Notre dossier Morandini, marchand de buzz

Je ne pense pas que beaucoup de gens partagent mon point de vue aujourd'hui, mais je soupçonne qu'une grande partie des forumeurs qui ont déserté la place ont ou auraient regretté cette évolution-là. Et auraient trouvé cet article de suivi "en direct" des fluctuations d'opinion d'un Chouard sur un Soral compètement vains.

Mais qui a mis en exergue ces gens là ? Pour les personnalités mainstream, je crois que ça va assez, on a pas mal d'études sur les systèmes, réseautages, filtres, qui maintiennent certains éditocrates et "bons clients" sur le devant de la scène. Un grand petit moment de télé, pour moi, était le commentaire de Pascsle Clarke à Daniel Schneidermann, sur "en aparté", où elle lui reprochait son claquage de porte comme "une erreur de débutant". Les professionnels de la profession savent se tenir, et ils savent faire copain.

Le commerce de "l'impression d'être plus intelligent que les autres"

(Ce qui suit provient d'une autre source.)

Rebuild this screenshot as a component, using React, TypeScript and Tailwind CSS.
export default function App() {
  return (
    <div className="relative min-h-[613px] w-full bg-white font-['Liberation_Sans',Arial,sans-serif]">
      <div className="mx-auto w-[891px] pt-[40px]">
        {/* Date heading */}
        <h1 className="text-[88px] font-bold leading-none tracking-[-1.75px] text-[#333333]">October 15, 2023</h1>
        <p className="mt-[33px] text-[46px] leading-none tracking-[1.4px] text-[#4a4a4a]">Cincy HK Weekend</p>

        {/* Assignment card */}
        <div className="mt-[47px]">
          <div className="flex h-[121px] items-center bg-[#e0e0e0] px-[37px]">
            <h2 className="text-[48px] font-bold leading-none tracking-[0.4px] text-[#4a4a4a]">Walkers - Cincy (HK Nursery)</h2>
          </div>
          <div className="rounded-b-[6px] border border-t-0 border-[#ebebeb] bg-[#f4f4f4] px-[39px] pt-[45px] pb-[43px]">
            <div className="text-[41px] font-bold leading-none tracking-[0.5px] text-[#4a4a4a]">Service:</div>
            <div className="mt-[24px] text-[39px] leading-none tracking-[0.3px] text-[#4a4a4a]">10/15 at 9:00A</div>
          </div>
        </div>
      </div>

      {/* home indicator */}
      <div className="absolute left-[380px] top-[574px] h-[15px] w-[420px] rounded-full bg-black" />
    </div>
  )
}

Pour les "alternatifs", je ne sais pas bien comment ça se passe, et il serait intéressant de creuser ça. Je crois que les gens ont faim de "représentants", qu'ils ont particulièrement du mal à trouver dans un mainstream à la diversité appauvrie. Lorsqu'ils trouvent un orateur dans cet univers parallèle qui offre des discours "nouveaux" (qu'il s'agisse de nouvelles idées, ou d'idées déjà rances mais peu ré-entendues depuis la chute de Vichy), ils sont soulagés d'avoir quelqu'un à héroïser, ou un discours, une identité ("fan de") à endosser, qui peut servir de point de référence et de base communautaire (Dieudonné a même un signe de ralliement). Une sorte d'appel du vide, et une dynamique un peu gravitationnelle, qui va utiliser ces gens comme ancrage et leurs fans comme familles idéologiques. Et, bien sûr, dans certains cas, la validation (la re-normalisation) que cela permet d'idée ostracisées en surface (racismes, intégrismes, etc). Avec en bonus l'aspect aventureux de la minorité héroïque, la chaude solidarité plus ou moins sectaire qu'elle permet, et qui peut être précieuse dans une société largement atomisée.

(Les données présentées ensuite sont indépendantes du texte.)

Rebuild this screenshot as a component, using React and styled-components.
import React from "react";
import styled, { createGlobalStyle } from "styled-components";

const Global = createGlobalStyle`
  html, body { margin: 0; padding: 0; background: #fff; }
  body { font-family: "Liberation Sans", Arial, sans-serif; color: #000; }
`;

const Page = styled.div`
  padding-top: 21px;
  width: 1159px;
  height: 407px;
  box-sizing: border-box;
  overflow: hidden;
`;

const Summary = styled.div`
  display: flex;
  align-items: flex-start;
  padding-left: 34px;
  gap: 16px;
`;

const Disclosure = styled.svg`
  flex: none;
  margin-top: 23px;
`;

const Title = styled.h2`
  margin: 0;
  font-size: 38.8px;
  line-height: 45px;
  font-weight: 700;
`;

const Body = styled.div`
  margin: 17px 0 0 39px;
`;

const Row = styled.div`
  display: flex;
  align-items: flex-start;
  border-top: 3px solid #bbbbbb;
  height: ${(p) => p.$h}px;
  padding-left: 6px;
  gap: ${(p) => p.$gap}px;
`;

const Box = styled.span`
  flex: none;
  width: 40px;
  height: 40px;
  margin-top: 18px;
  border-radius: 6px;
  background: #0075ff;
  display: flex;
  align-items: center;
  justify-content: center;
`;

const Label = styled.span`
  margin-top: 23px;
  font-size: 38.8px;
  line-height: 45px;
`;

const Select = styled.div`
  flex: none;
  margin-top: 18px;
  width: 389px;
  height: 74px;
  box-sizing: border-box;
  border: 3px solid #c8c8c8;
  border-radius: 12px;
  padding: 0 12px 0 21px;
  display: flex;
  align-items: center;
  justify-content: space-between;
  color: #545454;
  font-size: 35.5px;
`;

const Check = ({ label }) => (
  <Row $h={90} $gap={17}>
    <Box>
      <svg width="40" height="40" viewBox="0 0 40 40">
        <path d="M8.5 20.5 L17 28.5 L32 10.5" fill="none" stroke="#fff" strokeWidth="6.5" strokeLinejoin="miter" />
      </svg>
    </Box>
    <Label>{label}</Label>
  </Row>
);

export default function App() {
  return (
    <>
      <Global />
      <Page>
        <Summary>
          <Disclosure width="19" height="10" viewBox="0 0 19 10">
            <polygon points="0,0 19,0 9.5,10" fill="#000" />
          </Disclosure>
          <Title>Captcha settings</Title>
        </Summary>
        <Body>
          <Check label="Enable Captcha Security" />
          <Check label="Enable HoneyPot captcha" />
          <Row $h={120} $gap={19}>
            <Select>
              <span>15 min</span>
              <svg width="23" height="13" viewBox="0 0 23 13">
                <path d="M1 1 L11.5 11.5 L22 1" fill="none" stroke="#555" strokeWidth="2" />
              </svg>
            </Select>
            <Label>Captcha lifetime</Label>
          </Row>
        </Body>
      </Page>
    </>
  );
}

Je crois aussi que le plus fort moteur de notre société est le commerce de "l'impression d'être plus intelligent que les autres", et les explications du monde offertes fournissent souvent ce sentiment de comprendre des coulisses opaques aux autres, d'identifier un ennemi à combattre que le reste du monde ignore. Je projette peut-être ma propre mentalité (cette vanité rend, à mes yeux, les sciences humaines particulièrement charmantes), mais j'ai le sentiment que cette motivation détermine beaucoup d'adhésion à des systèmes interprétatifs vécus comme minoritairement partagés (subjectivement : les gens que je connais, qu'ils soient de droite, de centre ou de gauche, néocapitalistes ou altermondialistes, croyants ou athées, féministes ou phallocrates,et qu'ils soutiennent un gouvernement élu ou un parti perdant, se racontent TOUJOURS comme minoritaires !). Un orateur qui surfe sur ce besoin-là peut fédérer pas mal de monde...

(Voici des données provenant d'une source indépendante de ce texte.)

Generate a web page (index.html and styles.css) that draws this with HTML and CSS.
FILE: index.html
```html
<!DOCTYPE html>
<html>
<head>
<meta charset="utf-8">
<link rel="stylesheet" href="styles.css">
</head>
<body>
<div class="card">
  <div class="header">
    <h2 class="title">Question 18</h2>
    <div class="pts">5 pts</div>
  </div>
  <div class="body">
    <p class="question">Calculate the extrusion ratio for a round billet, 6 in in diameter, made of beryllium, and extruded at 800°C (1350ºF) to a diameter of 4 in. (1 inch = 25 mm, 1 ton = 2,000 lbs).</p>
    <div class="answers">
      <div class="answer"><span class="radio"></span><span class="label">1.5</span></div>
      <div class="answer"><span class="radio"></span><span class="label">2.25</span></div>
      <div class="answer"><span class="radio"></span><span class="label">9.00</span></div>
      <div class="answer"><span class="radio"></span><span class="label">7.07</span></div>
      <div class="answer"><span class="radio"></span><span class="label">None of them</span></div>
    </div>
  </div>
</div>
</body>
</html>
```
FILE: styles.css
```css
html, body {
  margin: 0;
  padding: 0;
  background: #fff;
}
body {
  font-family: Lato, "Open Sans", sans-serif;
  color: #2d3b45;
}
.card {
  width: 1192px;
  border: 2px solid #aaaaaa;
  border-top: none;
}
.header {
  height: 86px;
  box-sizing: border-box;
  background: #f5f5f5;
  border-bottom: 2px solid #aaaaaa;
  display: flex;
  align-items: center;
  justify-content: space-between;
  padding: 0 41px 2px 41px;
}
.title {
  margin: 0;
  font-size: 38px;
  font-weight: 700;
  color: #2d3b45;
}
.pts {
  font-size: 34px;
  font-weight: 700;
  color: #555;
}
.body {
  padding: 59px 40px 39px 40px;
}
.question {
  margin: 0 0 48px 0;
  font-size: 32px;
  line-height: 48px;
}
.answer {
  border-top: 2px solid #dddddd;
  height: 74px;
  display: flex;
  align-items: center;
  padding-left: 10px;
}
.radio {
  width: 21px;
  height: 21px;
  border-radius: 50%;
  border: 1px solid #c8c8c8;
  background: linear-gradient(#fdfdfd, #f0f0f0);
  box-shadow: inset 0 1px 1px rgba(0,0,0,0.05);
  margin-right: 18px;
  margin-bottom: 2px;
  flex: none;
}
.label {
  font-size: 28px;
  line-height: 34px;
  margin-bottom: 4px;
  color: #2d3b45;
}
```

Globalement, je pense que ces différent mécanismes peuvent agglomérer pas mal de monde autour de connards dont la force principale est de n'avoir jamais honte de rien, de n'avoir aucune peur de se tromper, aucune gêne vis-à-vis de l'opinion contradictoire de pairs, aucune reconnaissance d'autorités supérieures sur le domaine sur lequel ils dégoisent. Je crois que cette gêne-là, cette inquiétude et humilité, est la principale barrière entre les individus et les grosses postures de leaders d'opinion... Et, en même temps, l'un des mécanismes de ces adhésions, dans le sens où des idées à la con peuvent être soudainement validées par une autorité choisie (précisément un con qui, n'ayant pas honte de ces idées, les autorise aux autres), ce qui peut-être tout à fait libérateur pour certaines personnes dont les opinions profondes ou les réflexes cognitifs ne sont pas "politiquement corrects".